In ihrem Band „Verspieltes Italien“ versammelt Karin Fleischanderl ihre verstreut erschienenen Interviews, Artikel und Vorträge aus den Jahren 1988 bis 2010 zur italienischen Literatur. Am 28.10.2010 hielt die Literaturkritikerin ihren Vortrag „Das italienische Krimiwunder“ am Institut für Romanistik der Universität Wien. Darin gibt sie einen kurzen Abriss zur Geschichte des italienischen Krimis, dessen Aufschwung in den 30er Jahren des letzten Jahrhunderts unter keinem guten Stern stand: 1931 legte Mussolinis faschistisches Kultusministerium fest, dass 1. der Mörder nicht Italiener sein darf, 2. der italienische Protagonist keinen Selbstmord begehen darf und dass 3. der Mörder stets dingfest gemacht werden  muss. Es ging dann so weit, dass ab 1941 nur noch vom Kultusministerium bewilligte Krimis veröffentlicht werden durften. Dies bedeutete ein Aus für die „Giallo“ – die gelben Hefte – des führenden italienischen Krimiverlages Mondadori, die 1929 mit der ersten Ausgabe auf dem Markt waren. Erst 1946 startete Mondadori wieder seine beliebte Krimireihe. Berühmt in Italien (aber auch im übrigen Europa) wurde der Sizilianer Sciascia, der die italienische Kriminalliteratur maßgeblich mit seinen Anti-Maifa-Romanen geprägt hat. Zu seinen Epigonen zählt man heute Giuseppe Fava. Auch das Autoren-Duo Fruttero / Lucentini oder der Klosterkrimi von Eco und Andrea Camilleris Krimis um Commissario Montalbano prägen seit den 80er Jahren das literarische Bild des italienischen Kriminalromans. Fleischanderls Ausführungen zur Geschichte der italienischen Kriminalliteratur sind gleichzeitig auch ein Blick auf die Entwicklung der italienischen Literatur selbst, die sich auf den Weg „von einer kleinen hochkulturellen Eliteproduktion in Richtung einer zeitgemäßen Massenproduktion“ machte.

Karin Fleischanderl, geboren 1960 in Steyr, lebt als Übersetzerin und Literaturkritikerin in Wien.

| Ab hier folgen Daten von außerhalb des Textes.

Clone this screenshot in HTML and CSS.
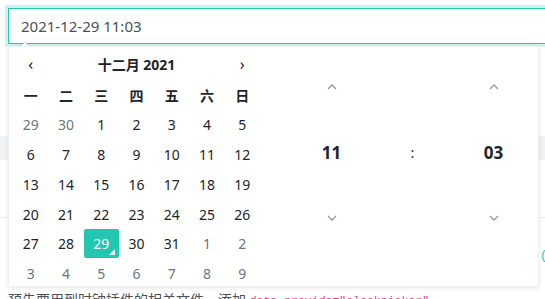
FILE: index.html
```html
<!DOCTYPE html>
<html>
<head>
<meta charset='UTF-8'>
<link rel="stylesheet" href="styles.css">
</head>
<body>
<div class='page'>
  <div class='field'>
    <input class='form-control' type='text' value='2021-12-29 11:03'>
    <div class='picker'>
      <div class='datepicker'>
        <div class='cal-head'>
          <span class='nav'>&#8249;</span>
          <span class='title'>十二月 2021</span>
          <span class='nav'>&#8250;</span>
        </div>
        <div class='cal-grid'>
          <span class='dow'>一</span><span class='dow'>二</span><span class='dow'>三</span><span class='dow'>四</span><span class='dow'>五</span><span class='dow'>六</span><span class='dow'>日</span>
          <span class='day old'>29</span><span class='day old'>30</span><span class='day'>1</span><span class='day'>2</span><span class='day'>3</span><span class='day'>4</span><span class='day'>5</span>
          <span class='day'>6</span><span class='day'>7</span><span class='day'>8</span><span class='day'>9</span><span class='day'>10</span><span class='day'>11</span><span class='day'>12</span>
          <span class='day'>13</span><span class='day'>14</span><span class='day'>15</span><span class='day'>16</span><span class='day'>17</span><span class='day'>18</span><span class='day'>19</span>
          <span class='day'>20</span><span class='day'>21</span><span class='day'>22</span><span class='day'>23</span><span class='day'>24</span><span class='day'>25</span><span class='day'>26</span>
          <span class='day'>27</span><span class='day'>28</span><span class='day active today'>29</span><span class='day'>30</span><span class='day'>31</span><span class='day old'>1</span><span class='day old'>2</span>
          <span class='day old'>3</span><span class='day old'>4</span><span class='day old'>5</span><span class='day old'>6</span><span class='day old'>7</span><span class='day old'>8</span><span class='day old'>9</span>
        </div>
      </div>
      <div class='timepicker'>
        <span class='chev'><svg width='10' height='6' viewBox='0 0 10 6'><path d='M1 5 L5 1 L9 5'/></svg></span>
        <span></span>
        <span class='chev'><svg width='10' height='6' viewBox='0 0 10 6'><path d='M1 5 L5 1 L9 5'/></svg></span>
        <span class='num'>11</span>
        <span class='sep'>:</span>
        <span class='num'>03</span>
        <span class='chev'><svg width='10' height='6' viewBox='0 0 10 6'><path d='M1 1 L5 5 L9 1'/></svg></span>
        <span></span>
        <span class='chev'><svg width='10' height='6' viewBox='0 0 10 6'><path d='M1 1 L5 5 L9 1'/></svg></span>
      </div>
    </div>
  </div>
  <div class='band'></div>
  <div class='rule'></div>
  <div class='code-line'><code>(</code></div>
  <p class='note'>预先要用到时钟插件的相关文件，添加 <code>data-provide="clockpicker"</code></p>
</div>
</body>
</html>
```
FILE: styles.css
```css
/* Variables */

:root {
    --teal: #22c7b2;
    --text: #212529;
    --muted: #6c757d;
}

* {
    margin: 0;
    padding: 0;
    box-sizing: border-box;
}

body {
    font-family: "Noto Sans", "Noto Sans CJK SC", sans-serif;
    color: var(--text);
    background: #fff;
    overflow: hidden;
}

.page {
    padding: 8px 0 0 8px;
}

.field {
    position: relative;
}

.form-control {
    display: block;
    width: 560px;
    height: 36px;
    padding: 0 12px;
    font-family: inherit;
    font-size: 15px;
    color: #495057;
    border: 1px solid var(--teal);
    box-shadow: 0 0 0 3px rgba(34, 199, 178, 0.22);
    outline: none;
}

/* Dropdown */

.picker {
    position: absolute;
    top: 38px;
    left: 0;
    width: 531px;
    height: 241px;
    padding: 1px 4px 0;
    display: flex;
    background: #fff;
    border: 1px solid rgba(0, 0, 0, 0.06);
    box-shadow: 0 1px 4px rgba(0, 0, 0, 0.1);
    z-index: 2;
}

.picker::before, .picker::after {
    content: '';
    position: absolute;
    left: 10px;
    top: -6px;
    border-left: 6px solid transparent;
    border-right: 6px solid transparent;
    border-bottom: 6px solid rgba(0, 0, 0, 0.12);
}

.picker::after {
    left: 11px;
    top: -5px;
    border-left-width: 5px;
    border-right-width: 5px;
    border-bottom: 5px solid #fff;
}

.datepicker {
    width: 247px;
    font-size: 14px;
}

.cal-head {
    display: grid;
    grid-template-columns: 1fr 5fr 1fr;
    height: 32px;
    align-items: center;
    text-align: center;
}

.nav {
    font-size: 16px;
    line-height: 1;
}

.title {
    font-weight: bold;
}

.cal-grid {
    display: grid;
    grid-template-columns: repeat(7, 1fr);
    grid-auto-rows: 29.8px;
    text-align: center;
}

.cal-grid span {
    display: flex;
    align-items: center;
    justify-content: center;
}

.dow {
    font-weight: bold;
}

.day.old {
    color: var(--muted);
}

.day.active {
    position: relative;
    background: var(--teal);
    color: #fff;
    border-radius: 2px;
    margin-bottom: 1px;
}

.day.today::before {
    content: '';
    position: absolute;
    right: 4px;
    bottom: 3px;
    border-left: 6px solid transparent;
    border-bottom: 6px solid #fff;
}

/* Time */

.timepicker {
    margin-left: 31px;
    width: 243px;
    display: grid;
    grid-template-columns: repeat(3, 1fr);
    grid-template-rows: 78px 52px 80px;
    align-items: center;
    justify-items: center;
}

.chev svg {
    display: block;
    fill: none;
    stroke: #8e9aa9;
    stroke-width: 1.3;
}

.num {
    font-size: 17px;
    font-weight: bold;
}

.sep {
    font-size: 14px;
}

/* Page behind */

.band {
    margin-top: 92px;
    margin-left: -8px;
    height: 24px;
    background: #f1f2f6;
}

.rule {
    margin-top: 57px;
    margin-left: -8px;
    border-top: 1px solid #e9ecef;
}

.code-line {
    margin-top: 28px;
    padding-left: 532px;
    white-space: nowrap;
    font-size: 12px;
}

.code-line code {
    color: #1fbfa6;
    font-family: "Liberation Mono", monospace;
}

.note {
    margin-top: 26px;
    font-size: 14px;
    line-height: 21px;
    color: #495057;
    white-space: nowrap;
}

.note code {
    color: #e83e8c;
    font-family: "Liberation Mono", monospace;
    font-size: 11.5px;
    vertical-align: 1px;
}
```
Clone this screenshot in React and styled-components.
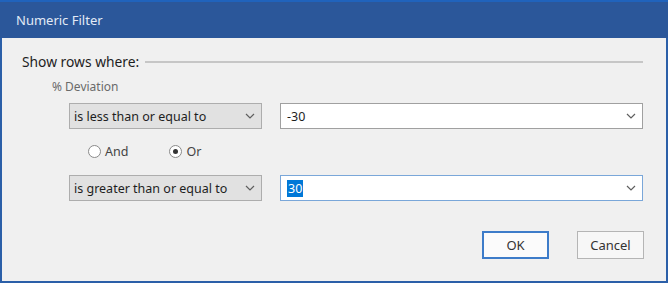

Sie ist Mitherausgeberin der Zeitschrift „kolik“. Im Verlag Sonderzahl erschien von ihr 2010 „Vom Verbot zur Verkauf. Aufsätze zur Literatur“.

Fleischanderl, Karin: Das italienische Krimiwunder. IN: Fleischanderl, Karin: Verspieltes Italien. Essays zur italienischen Literatur. 166 Seiten. Sonderzahl Verlag 2012. 978-3-85449-369-3. 18,00 Euro.